> _TASK DIRECTIONS_:
Take the lines beginning with the one that contains "Output the web" and ending with the one that contains "1.4 L3.5 3.6", and set them down exactly. Omit all pictures.

* Start RECORDS TO PROCESS *

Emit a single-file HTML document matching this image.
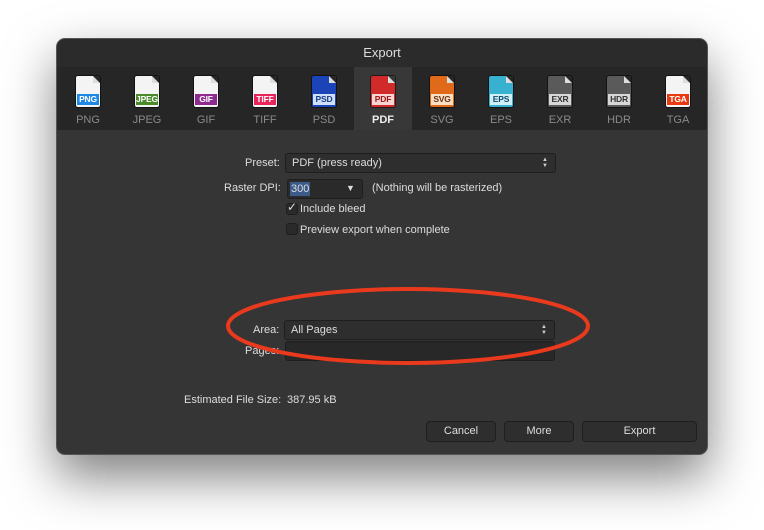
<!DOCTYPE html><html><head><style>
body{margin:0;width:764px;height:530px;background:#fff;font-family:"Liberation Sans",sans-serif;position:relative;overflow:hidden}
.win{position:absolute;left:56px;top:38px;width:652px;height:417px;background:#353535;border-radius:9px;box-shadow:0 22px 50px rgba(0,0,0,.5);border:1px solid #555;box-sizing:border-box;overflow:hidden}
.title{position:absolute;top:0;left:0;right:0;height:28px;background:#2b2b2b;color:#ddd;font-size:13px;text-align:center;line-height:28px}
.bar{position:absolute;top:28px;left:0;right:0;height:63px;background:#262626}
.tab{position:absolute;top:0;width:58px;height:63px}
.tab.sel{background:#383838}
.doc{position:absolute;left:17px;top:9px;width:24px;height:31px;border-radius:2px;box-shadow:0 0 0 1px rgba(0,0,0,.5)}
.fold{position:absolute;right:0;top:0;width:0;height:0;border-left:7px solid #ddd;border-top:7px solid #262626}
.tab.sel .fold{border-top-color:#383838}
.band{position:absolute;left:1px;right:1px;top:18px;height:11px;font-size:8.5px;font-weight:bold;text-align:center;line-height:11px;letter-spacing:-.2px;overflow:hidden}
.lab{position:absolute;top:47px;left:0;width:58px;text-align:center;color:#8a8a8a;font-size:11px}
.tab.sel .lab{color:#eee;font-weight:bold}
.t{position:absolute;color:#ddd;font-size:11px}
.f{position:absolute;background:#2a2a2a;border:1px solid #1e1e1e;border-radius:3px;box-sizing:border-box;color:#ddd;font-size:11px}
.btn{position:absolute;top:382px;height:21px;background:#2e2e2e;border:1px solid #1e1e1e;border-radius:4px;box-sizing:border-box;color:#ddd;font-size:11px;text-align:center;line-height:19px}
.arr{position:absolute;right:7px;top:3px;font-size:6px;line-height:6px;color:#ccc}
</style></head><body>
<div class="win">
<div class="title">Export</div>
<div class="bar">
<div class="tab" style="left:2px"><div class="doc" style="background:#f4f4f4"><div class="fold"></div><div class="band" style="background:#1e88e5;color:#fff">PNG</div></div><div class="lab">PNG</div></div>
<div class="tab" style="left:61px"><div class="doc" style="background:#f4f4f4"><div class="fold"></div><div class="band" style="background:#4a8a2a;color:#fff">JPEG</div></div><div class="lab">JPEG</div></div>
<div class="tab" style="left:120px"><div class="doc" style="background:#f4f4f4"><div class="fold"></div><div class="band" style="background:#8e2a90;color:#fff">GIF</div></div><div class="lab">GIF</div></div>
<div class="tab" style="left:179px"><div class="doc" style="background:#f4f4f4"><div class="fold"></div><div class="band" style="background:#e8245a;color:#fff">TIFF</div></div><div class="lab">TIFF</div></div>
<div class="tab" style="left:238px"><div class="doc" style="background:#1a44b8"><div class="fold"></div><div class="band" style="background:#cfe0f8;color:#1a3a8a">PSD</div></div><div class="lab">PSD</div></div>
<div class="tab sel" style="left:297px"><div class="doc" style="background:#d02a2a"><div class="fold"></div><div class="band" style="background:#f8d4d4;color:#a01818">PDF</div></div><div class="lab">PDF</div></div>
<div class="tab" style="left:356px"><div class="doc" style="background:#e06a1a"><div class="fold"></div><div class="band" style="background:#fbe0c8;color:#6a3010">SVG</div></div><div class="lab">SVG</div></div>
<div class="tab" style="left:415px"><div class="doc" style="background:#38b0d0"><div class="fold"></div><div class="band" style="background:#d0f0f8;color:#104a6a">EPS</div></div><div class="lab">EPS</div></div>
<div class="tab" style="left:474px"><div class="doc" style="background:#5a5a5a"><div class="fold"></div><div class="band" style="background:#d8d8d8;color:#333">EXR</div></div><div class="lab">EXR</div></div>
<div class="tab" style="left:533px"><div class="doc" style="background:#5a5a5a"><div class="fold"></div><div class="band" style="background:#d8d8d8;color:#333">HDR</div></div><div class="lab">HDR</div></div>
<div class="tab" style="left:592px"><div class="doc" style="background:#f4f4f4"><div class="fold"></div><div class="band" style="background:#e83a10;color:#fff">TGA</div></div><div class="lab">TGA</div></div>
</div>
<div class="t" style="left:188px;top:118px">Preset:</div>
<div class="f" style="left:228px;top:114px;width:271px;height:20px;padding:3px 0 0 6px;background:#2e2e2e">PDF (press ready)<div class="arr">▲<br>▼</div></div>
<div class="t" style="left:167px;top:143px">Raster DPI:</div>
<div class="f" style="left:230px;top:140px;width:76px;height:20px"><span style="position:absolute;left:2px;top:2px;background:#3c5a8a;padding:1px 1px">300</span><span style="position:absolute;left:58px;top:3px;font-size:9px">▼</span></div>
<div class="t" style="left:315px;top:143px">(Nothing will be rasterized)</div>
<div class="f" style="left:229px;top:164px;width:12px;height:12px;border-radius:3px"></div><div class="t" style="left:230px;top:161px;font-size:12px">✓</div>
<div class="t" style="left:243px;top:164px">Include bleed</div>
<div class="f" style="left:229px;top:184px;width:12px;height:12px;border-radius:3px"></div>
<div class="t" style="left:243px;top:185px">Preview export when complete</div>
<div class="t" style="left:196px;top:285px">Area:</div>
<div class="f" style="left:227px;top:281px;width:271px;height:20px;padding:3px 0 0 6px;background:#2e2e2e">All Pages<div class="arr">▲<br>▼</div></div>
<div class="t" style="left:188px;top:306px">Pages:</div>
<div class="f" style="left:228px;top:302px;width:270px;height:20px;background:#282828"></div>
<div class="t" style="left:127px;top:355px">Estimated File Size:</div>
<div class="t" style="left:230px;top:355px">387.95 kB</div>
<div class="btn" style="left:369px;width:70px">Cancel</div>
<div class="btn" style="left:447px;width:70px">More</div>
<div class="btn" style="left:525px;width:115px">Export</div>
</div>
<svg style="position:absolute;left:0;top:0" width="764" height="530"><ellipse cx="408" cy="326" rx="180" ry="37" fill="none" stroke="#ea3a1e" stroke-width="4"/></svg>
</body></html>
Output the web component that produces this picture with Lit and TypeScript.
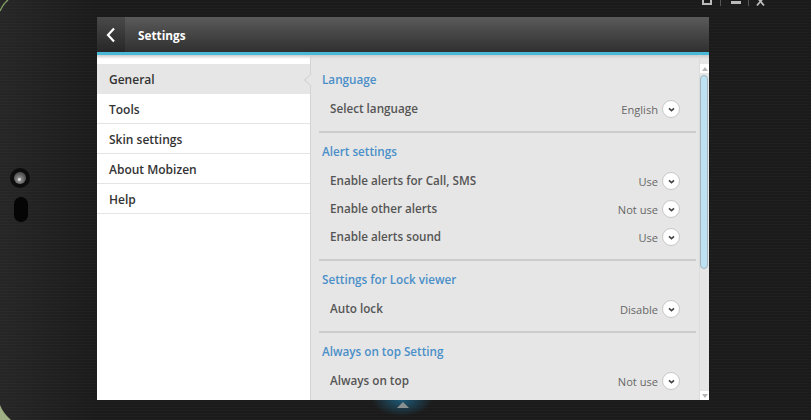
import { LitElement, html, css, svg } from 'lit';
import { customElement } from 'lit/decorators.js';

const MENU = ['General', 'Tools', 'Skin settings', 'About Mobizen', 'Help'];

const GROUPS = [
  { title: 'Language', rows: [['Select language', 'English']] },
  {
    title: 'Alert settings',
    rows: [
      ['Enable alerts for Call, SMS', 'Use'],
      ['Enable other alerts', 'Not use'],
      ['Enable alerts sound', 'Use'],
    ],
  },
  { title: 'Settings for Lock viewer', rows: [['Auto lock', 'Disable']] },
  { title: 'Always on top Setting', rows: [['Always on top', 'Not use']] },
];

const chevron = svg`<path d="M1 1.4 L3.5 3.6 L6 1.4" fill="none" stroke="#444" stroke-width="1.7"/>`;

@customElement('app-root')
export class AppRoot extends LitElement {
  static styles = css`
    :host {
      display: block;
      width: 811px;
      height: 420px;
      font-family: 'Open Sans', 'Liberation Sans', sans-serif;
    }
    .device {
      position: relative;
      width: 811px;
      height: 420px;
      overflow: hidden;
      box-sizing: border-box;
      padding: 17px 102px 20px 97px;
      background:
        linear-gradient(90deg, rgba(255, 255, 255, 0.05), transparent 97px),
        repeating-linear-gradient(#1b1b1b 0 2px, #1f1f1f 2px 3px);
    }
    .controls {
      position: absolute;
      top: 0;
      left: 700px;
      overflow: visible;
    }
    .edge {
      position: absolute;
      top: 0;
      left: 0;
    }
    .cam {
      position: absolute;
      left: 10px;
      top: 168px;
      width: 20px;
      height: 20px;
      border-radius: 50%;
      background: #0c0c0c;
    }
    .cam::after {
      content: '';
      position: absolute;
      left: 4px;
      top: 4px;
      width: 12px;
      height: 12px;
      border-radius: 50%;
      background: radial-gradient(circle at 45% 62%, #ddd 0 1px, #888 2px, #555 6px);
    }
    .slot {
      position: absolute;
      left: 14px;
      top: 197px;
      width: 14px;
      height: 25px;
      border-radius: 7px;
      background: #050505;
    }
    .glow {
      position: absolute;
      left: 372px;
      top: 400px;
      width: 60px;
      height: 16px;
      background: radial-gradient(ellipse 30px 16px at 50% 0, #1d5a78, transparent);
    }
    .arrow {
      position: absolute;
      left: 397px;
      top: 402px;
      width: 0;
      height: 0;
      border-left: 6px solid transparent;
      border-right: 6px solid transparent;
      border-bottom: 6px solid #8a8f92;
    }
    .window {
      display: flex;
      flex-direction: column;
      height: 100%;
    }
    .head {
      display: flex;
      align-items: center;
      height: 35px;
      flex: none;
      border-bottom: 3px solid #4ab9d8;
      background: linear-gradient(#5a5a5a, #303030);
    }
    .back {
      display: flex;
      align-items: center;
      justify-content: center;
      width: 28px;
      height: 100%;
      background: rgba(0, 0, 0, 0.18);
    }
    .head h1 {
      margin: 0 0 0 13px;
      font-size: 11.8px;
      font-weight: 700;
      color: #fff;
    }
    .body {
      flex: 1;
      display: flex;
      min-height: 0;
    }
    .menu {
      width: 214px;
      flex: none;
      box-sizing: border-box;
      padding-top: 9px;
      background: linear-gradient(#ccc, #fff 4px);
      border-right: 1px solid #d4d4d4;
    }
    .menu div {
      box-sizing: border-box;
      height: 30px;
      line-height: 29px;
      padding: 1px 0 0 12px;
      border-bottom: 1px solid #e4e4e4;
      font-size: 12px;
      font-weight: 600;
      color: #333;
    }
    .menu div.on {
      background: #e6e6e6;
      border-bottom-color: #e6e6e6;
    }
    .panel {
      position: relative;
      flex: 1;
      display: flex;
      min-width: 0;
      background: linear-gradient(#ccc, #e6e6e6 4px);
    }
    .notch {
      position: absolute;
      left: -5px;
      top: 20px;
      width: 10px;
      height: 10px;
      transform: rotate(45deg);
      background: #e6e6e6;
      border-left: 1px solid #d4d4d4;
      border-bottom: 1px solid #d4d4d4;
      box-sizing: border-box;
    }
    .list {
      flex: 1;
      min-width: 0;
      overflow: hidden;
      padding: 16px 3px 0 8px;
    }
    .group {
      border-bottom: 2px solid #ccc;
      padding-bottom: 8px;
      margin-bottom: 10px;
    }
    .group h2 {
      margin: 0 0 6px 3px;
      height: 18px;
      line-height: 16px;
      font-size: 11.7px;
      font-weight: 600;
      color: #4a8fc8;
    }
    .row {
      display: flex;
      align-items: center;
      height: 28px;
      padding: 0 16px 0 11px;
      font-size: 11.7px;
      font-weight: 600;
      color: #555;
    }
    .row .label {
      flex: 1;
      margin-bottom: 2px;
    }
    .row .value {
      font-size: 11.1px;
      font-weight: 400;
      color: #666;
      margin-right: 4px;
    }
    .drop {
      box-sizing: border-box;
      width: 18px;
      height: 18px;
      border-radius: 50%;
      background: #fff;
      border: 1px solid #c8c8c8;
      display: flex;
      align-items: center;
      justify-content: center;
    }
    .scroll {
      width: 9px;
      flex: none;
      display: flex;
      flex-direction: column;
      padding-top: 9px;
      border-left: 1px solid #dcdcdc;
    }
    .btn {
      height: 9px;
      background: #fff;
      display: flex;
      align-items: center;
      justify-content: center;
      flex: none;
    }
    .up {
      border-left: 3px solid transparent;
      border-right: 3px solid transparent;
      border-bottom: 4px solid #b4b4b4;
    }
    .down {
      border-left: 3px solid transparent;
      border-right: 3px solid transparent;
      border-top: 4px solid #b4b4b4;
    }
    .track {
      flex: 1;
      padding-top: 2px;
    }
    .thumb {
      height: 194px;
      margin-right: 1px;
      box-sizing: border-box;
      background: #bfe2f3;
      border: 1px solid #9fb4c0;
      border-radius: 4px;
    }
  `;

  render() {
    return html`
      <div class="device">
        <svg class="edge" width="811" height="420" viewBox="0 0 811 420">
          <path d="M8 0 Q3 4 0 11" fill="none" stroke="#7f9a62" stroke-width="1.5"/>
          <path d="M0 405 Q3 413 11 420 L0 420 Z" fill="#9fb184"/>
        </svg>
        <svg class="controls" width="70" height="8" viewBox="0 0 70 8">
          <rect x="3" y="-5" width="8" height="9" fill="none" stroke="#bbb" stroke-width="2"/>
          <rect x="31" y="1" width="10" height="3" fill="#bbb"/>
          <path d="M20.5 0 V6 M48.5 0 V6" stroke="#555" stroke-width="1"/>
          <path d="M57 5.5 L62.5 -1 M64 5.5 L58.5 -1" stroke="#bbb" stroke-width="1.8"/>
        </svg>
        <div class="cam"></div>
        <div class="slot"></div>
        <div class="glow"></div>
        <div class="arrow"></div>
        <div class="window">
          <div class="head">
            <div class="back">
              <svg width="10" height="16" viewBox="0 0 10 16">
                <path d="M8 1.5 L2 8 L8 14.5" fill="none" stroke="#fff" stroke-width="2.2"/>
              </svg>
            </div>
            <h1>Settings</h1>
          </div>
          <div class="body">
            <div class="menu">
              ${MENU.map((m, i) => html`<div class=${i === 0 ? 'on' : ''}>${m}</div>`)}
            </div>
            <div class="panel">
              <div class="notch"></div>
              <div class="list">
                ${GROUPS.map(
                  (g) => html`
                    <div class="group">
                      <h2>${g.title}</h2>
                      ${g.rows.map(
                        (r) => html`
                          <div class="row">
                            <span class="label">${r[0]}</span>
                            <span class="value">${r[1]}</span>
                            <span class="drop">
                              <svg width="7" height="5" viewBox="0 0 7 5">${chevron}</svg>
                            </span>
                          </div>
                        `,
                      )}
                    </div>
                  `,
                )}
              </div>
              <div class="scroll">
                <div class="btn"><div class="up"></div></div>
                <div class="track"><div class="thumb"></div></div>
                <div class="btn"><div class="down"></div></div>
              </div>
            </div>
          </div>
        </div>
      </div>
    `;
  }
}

* End RECORDS TO PROCESS *

> _ANSWER TO THIS TASK_:
Output the web component that produces this picture with Lit and TypeScript.
import { LitElement, html, css, svg } from 'lit';
import { customElement } from 'lit/decorators.js';

const MENU = ['General', 'Tools', 'Skin settings', 'About Mobizen', 'Help'];

const GROUPS = [
  { title: 'Language', rows: [['Select language', 'English']] },
  {
    title: 'Alert settings',
    rows: [
      ['Enable alerts for Call, SMS', 'Use'],
      ['Enable other alerts', 'Not use'],
      ['Enable alerts sound', 'Use'],
    ],
  },
  { title: 'Settings for Lock viewer', rows: [['Auto lock', 'Disable']] },
  { title: 'Always on top Setting', rows: [['Always on top', 'Not use']] },
];

const chevron = svg`<path d="M1 1.4 L3.5 3.6 L6 1.4" fill="none" stroke="#444" stroke-width="1.7"/>`;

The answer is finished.